+++ SUPPLIED MATERIAL +++
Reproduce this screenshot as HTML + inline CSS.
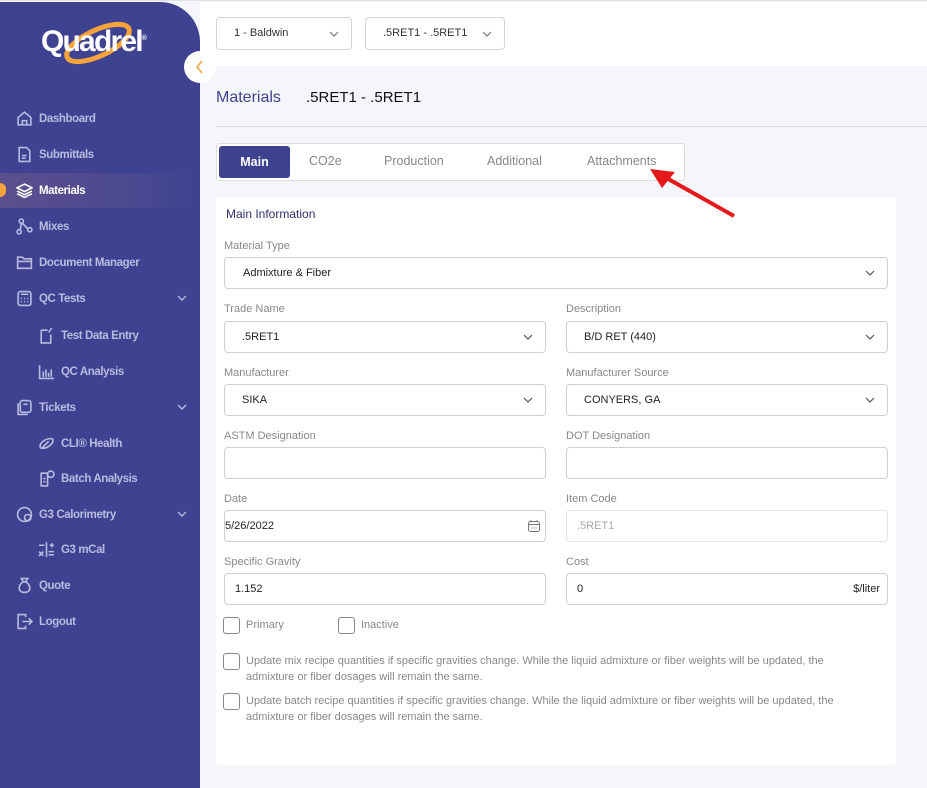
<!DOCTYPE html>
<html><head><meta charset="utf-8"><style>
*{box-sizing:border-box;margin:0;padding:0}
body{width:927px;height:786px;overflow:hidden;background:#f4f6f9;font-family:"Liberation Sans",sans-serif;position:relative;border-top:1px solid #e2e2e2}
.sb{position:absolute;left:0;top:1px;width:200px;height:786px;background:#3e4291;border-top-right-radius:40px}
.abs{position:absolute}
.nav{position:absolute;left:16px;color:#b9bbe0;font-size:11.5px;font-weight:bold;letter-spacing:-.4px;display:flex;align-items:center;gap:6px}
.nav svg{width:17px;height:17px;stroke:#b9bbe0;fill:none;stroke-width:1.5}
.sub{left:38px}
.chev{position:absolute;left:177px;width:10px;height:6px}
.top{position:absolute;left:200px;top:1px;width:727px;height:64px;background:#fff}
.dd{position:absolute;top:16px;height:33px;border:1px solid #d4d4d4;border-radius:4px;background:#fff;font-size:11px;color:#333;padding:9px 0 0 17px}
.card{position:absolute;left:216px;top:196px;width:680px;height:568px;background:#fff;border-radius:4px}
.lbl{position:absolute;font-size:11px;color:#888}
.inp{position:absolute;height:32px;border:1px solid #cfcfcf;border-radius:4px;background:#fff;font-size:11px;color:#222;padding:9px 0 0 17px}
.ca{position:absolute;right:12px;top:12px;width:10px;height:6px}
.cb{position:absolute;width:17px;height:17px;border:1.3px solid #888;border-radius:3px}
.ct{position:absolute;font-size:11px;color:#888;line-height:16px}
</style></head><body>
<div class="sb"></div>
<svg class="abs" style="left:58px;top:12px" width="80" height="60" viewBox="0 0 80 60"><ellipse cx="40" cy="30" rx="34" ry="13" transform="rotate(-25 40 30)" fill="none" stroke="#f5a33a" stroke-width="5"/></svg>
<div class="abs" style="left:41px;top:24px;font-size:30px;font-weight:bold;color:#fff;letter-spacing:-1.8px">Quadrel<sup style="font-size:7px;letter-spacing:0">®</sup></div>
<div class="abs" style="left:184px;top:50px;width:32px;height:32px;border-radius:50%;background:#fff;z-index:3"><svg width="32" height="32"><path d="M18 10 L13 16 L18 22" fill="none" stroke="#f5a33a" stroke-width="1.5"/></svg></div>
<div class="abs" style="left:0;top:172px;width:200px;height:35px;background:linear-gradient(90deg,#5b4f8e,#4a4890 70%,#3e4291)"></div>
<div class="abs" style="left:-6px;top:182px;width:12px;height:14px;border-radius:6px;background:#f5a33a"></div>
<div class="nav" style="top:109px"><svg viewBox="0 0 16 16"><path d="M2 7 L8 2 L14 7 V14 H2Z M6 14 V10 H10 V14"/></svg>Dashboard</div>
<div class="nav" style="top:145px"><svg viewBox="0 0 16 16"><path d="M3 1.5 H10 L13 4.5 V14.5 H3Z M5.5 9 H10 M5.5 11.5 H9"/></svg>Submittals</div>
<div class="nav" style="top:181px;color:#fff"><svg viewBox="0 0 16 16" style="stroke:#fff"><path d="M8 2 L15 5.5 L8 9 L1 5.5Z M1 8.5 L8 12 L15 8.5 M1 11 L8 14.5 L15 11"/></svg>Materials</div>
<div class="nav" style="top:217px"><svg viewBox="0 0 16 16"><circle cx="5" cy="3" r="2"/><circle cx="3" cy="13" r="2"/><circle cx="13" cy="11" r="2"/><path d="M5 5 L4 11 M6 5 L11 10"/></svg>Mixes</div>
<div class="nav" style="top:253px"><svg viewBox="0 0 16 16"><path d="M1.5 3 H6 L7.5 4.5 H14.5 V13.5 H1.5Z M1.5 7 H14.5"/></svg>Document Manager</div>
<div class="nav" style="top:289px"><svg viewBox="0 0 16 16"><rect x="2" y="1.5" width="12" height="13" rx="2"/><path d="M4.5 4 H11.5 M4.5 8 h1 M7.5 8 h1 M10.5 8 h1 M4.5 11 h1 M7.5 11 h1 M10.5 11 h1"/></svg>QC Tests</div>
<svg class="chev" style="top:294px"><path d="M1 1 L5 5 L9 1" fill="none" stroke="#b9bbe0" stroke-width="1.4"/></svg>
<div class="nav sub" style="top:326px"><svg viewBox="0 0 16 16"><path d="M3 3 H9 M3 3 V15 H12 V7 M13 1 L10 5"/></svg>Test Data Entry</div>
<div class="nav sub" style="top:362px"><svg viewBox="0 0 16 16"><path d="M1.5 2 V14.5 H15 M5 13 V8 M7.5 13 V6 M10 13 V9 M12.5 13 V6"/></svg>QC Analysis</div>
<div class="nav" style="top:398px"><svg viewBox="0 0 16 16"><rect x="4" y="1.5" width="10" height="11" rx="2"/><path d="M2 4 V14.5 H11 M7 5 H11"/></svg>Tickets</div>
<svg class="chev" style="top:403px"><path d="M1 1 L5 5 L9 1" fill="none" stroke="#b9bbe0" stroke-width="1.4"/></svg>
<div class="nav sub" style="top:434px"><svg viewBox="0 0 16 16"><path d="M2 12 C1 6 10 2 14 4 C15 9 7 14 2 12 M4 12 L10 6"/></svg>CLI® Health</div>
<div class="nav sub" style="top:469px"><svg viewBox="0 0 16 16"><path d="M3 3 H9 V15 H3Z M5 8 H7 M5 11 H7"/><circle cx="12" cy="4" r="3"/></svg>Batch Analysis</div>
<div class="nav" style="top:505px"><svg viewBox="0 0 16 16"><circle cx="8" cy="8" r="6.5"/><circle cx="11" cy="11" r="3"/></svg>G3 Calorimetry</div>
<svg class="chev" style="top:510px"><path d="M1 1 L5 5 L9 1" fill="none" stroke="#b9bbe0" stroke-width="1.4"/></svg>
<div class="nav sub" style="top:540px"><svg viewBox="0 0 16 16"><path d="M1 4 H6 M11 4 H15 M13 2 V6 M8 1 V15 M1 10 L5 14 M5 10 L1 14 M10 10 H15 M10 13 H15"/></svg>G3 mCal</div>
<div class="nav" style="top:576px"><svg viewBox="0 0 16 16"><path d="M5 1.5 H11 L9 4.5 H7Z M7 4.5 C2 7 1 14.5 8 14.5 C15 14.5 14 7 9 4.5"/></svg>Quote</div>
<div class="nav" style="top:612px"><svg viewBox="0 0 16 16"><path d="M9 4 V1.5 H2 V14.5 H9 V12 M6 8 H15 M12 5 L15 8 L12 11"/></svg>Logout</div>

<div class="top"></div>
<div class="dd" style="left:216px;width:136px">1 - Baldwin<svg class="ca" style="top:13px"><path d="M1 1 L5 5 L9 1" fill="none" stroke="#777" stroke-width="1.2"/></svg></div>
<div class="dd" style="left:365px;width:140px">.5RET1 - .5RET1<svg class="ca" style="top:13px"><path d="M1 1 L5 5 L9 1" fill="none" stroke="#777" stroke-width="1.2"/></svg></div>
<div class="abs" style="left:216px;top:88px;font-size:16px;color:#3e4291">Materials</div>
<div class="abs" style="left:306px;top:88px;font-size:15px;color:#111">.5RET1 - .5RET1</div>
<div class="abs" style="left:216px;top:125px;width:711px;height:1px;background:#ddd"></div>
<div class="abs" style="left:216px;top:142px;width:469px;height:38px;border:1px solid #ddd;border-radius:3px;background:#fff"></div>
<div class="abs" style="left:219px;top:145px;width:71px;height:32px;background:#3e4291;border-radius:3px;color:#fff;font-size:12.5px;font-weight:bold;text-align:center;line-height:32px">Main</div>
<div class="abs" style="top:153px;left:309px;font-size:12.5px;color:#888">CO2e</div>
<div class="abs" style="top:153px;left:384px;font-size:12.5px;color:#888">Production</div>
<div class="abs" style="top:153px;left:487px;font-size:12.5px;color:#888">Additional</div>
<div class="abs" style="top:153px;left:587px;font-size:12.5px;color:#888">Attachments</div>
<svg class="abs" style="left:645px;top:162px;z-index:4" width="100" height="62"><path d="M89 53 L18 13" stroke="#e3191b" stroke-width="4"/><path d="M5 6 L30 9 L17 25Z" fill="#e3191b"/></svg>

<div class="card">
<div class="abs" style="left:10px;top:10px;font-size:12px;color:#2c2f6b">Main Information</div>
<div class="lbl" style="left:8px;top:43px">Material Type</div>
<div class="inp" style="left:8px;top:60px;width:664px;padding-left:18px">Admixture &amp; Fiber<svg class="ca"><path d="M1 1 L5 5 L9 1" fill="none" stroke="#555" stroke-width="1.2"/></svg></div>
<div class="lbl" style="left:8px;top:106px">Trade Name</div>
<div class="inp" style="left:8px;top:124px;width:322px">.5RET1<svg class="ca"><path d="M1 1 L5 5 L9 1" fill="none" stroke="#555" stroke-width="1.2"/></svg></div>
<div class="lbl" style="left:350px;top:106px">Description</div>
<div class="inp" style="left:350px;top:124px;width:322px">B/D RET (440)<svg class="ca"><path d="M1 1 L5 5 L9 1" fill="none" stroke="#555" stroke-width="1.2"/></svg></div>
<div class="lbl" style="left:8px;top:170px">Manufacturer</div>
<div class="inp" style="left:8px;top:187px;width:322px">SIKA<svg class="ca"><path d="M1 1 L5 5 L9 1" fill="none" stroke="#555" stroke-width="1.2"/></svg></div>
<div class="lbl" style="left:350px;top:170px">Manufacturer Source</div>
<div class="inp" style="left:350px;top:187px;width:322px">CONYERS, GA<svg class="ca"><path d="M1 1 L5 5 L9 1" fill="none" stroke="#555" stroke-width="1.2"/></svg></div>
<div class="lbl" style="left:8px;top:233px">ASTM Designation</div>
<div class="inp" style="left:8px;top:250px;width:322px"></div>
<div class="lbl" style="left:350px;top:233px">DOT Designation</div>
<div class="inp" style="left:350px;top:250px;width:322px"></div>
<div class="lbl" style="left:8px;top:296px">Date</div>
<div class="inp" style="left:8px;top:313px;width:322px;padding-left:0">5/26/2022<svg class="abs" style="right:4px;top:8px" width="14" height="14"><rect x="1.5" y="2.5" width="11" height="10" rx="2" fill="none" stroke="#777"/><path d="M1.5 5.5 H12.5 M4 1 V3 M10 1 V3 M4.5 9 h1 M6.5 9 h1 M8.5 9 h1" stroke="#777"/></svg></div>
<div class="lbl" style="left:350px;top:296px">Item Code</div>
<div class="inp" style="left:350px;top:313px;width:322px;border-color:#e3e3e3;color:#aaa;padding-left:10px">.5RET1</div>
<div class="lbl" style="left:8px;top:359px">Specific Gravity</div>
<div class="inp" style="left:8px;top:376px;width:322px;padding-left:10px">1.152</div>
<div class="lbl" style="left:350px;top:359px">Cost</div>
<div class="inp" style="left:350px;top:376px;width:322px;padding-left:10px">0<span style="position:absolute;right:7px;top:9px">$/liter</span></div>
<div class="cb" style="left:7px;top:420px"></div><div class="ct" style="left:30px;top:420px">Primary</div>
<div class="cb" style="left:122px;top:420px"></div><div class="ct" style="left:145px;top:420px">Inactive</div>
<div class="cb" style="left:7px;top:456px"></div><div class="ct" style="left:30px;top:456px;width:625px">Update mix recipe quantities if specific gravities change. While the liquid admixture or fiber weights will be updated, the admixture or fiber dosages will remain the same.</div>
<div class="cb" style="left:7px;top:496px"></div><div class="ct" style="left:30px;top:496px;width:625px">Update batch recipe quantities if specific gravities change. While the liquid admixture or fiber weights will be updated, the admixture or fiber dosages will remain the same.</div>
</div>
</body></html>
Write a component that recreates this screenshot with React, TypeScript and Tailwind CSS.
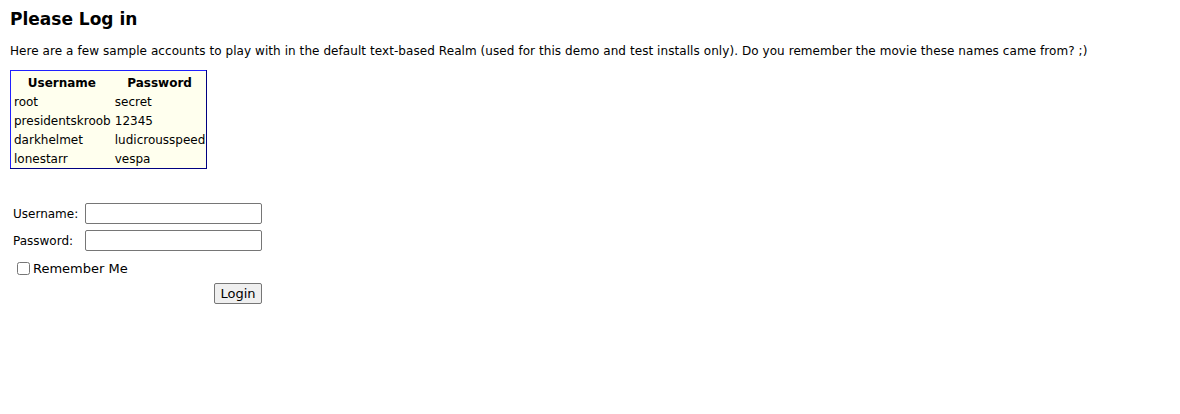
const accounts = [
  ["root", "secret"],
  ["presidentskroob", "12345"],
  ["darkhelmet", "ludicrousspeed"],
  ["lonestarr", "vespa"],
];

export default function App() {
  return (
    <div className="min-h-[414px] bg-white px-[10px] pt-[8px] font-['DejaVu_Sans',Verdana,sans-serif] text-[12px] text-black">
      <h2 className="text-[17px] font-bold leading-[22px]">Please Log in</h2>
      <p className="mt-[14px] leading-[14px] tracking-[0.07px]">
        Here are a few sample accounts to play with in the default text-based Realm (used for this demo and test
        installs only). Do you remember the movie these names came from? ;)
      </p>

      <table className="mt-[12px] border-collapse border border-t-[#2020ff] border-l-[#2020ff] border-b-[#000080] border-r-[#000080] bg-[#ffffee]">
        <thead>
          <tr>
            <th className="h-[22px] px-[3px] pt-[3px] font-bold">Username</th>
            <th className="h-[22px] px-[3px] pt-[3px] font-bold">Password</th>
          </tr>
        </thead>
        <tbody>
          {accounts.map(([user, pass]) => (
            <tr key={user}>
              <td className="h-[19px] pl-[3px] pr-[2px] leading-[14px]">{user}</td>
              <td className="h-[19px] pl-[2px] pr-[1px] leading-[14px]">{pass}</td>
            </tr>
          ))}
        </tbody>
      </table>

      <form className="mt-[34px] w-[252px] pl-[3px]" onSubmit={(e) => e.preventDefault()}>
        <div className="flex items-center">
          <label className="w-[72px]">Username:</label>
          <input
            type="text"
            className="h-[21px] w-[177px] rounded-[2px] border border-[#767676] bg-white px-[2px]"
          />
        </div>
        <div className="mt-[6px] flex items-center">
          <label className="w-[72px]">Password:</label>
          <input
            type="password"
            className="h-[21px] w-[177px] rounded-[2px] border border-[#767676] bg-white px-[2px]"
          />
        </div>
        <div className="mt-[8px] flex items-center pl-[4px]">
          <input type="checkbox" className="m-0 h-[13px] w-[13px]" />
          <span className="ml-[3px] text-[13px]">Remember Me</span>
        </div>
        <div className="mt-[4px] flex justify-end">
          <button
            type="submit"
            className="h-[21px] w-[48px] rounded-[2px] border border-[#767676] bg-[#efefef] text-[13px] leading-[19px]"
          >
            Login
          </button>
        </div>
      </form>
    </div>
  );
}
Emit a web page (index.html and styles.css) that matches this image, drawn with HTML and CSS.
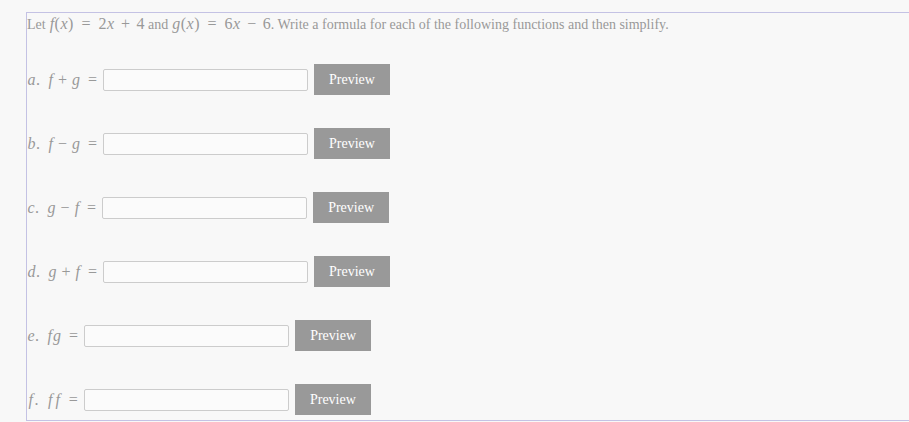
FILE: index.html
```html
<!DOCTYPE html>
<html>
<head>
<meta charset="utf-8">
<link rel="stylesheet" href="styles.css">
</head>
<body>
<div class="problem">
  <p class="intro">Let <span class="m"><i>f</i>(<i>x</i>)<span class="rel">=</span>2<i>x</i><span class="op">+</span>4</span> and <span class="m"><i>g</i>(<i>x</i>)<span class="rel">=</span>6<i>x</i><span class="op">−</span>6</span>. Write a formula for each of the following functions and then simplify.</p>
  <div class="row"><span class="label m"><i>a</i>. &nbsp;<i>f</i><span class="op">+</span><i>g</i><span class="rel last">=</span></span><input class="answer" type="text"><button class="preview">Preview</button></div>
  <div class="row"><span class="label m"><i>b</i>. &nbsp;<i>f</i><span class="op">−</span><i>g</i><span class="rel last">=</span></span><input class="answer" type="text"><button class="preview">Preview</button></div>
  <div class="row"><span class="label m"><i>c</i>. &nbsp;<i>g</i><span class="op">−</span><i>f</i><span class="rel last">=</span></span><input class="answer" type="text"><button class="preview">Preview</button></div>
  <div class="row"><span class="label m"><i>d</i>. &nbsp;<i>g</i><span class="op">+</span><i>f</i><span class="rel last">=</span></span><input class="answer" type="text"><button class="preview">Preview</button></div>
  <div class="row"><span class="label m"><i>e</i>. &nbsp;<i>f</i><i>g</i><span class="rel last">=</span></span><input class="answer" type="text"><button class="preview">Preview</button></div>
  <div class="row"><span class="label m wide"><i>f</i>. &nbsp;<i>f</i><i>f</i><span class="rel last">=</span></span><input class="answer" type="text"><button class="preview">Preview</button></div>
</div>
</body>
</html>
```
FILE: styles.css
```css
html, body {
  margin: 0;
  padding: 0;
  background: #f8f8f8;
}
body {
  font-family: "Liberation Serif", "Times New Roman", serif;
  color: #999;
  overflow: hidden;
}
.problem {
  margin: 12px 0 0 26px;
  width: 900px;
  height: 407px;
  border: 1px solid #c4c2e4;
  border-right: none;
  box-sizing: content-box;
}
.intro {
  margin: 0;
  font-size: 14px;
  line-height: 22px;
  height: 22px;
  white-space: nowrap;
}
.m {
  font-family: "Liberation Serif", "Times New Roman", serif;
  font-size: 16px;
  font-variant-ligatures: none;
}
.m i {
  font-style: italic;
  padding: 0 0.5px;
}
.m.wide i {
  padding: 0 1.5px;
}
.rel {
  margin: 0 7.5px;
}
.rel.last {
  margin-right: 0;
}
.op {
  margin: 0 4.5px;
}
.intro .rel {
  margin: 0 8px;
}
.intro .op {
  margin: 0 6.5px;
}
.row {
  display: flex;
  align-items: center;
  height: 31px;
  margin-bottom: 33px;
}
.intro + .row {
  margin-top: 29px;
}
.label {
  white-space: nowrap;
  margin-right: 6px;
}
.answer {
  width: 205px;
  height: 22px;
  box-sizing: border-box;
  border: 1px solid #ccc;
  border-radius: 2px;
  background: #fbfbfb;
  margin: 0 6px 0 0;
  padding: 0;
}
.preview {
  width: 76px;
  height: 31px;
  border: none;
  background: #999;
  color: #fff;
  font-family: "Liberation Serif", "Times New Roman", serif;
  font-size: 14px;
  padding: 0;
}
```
+++
WHAT IS BEING ASKED:
Return only the number of lines in the preceding records that contain the string "styles".

THE OUTPUT:
3